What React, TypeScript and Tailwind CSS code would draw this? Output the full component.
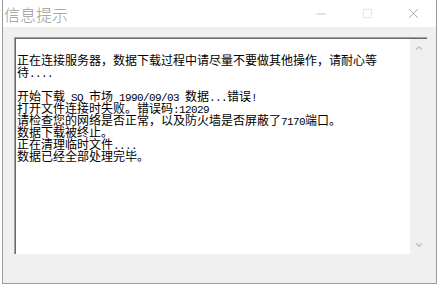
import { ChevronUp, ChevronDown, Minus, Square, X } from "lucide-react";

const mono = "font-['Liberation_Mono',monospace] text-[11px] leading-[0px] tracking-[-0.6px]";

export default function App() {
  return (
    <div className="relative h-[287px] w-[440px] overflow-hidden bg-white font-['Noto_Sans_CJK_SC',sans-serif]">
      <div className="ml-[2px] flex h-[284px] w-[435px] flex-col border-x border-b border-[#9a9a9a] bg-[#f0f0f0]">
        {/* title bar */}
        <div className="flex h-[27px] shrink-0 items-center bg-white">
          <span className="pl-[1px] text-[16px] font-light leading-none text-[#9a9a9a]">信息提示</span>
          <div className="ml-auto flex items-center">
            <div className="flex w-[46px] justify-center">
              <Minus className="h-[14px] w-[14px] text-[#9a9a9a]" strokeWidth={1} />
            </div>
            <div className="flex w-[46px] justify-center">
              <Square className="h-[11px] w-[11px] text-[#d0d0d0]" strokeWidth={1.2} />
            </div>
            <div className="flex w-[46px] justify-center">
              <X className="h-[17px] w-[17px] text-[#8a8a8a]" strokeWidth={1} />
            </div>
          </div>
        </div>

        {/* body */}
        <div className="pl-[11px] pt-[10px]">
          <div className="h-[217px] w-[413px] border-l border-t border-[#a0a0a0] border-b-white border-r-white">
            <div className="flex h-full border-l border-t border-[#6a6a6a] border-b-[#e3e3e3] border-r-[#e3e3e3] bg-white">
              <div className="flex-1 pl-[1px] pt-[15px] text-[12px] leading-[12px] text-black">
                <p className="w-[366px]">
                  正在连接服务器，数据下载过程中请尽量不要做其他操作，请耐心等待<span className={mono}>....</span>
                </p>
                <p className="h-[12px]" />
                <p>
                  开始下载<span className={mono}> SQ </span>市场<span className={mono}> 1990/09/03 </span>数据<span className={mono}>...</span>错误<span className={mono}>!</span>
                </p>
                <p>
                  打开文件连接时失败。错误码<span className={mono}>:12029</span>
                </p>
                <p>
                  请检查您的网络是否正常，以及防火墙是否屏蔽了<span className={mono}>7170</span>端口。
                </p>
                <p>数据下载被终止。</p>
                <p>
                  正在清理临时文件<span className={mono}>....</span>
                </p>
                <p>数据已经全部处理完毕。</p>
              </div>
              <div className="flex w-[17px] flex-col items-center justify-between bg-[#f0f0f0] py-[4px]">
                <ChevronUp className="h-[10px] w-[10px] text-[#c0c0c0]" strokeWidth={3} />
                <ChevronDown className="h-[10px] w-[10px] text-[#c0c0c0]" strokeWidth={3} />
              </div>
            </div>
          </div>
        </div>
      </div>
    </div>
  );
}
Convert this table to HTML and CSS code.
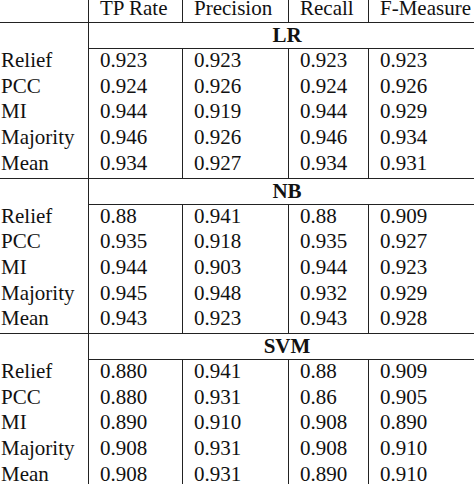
----------
EXERCISE DIRECTIONS> Pictures are excluded; repeat every record exactly.

WRITTEN RESPONSE>
What React, TypeScript and Tailwind CSS code would draw this? Output the full component.
import { ChevronUp, ChevronDown, Minus, Square, X } from "lucide-react";

const mono = "font-['Liberation_Mono',monospace] text-[11px] leading-[0px] tracking-[-0.6px]";

export default function App() {
  return (
    <div className="relative h-[287px] w-[440px] overflow-hidden bg-white font-['Noto_Sans_CJK_SC',sans-serif]">
      <div className="ml-[2px] flex h-[284px] w-[435px] flex-col border-x border-b border-[#9a9a9a] bg-[#f0f0f0]">
        {/* title bar */}
        <div className="flex h-[27px] shrink-0 items-center bg-white">
          <span className="pl-[1px] text-[16px] font-light leading-none text-[#9a9a9a]">信息提示</span>
          <div className="ml-auto flex items-center">
            <div className="flex w-[46px] justify-center">
              <Minus className="h-[14px] w-[14px] text-[#9a9a9a]" strokeWidth={1} />
            </div>
            <div className="flex w-[46px] justify-center">
              <Square className="h-[11px] w-[11px] text-[#d0d0d0]" strokeWidth={1.2} />
            </div>
            <div className="flex w-[46px] justify-center">
              <X className="h-[17px] w-[17px] text-[#8a8a8a]" strokeWidth={1} />
            </div>
          </div>
        </div>

        {/* body */}
        <div className="pl-[11px] pt-[10px]">
          <div className="h-[217px] w-[413px] border-l border-t border-[#a0a0a0] border-b-white border-r-white">
            <div className="flex h-full border-l border-t border-[#6a6a6a] border-b-[#e3e3e3] border-r-[#e3e3e3] bg-white">
              <div className="flex-1 pl-[1px] pt-[15px] text-[12px] leading-[12px] text-black">
                <p className="w-[366px]">
                  正在连接服务器，数据下载过程中请尽量不要做其他操作，请耐心等待<span className={mono}>....</span>
                </p>
                <p className="h-[12px]" />
                <p>
                  开始下载<span className={mono}> SQ </span>市场<span className={mono}> 1990/09/03 </span>数据<span className={mono}>...</span>错误<span className={mono}>!</span>
                </p>
                <p>
                  打开文件连接时失败。错误码<span className={mono}>:12029</span>
                </p>
                <p>
                  请检查您的网络是否正常，以及防火墙是否屏蔽了<span className={mono}>7170</span>端口。
                </p>
                <p>数据下载被终止。</p>
                <p>
                  正在清理临时文件<span className={mono}>....</span>
                </p>
                <p>数据已经全部处理完毕。</p>
              </div>
              <div className="flex w-[17px] flex-col items-center justify-between bg-[#f0f0f0] py-[4px]">
                <ChevronUp className="h-[10px] w-[10px] text-[#c0c0c0]" strokeWidth={3} />
                <ChevronDown className="h-[10px] w-[10px] text-[#c0c0c0]" strokeWidth={3} />
              </div>
            </div>
          </div>
        </div>
      </div>
    </div>
  );
}
Convert this table to HTML and CSS code.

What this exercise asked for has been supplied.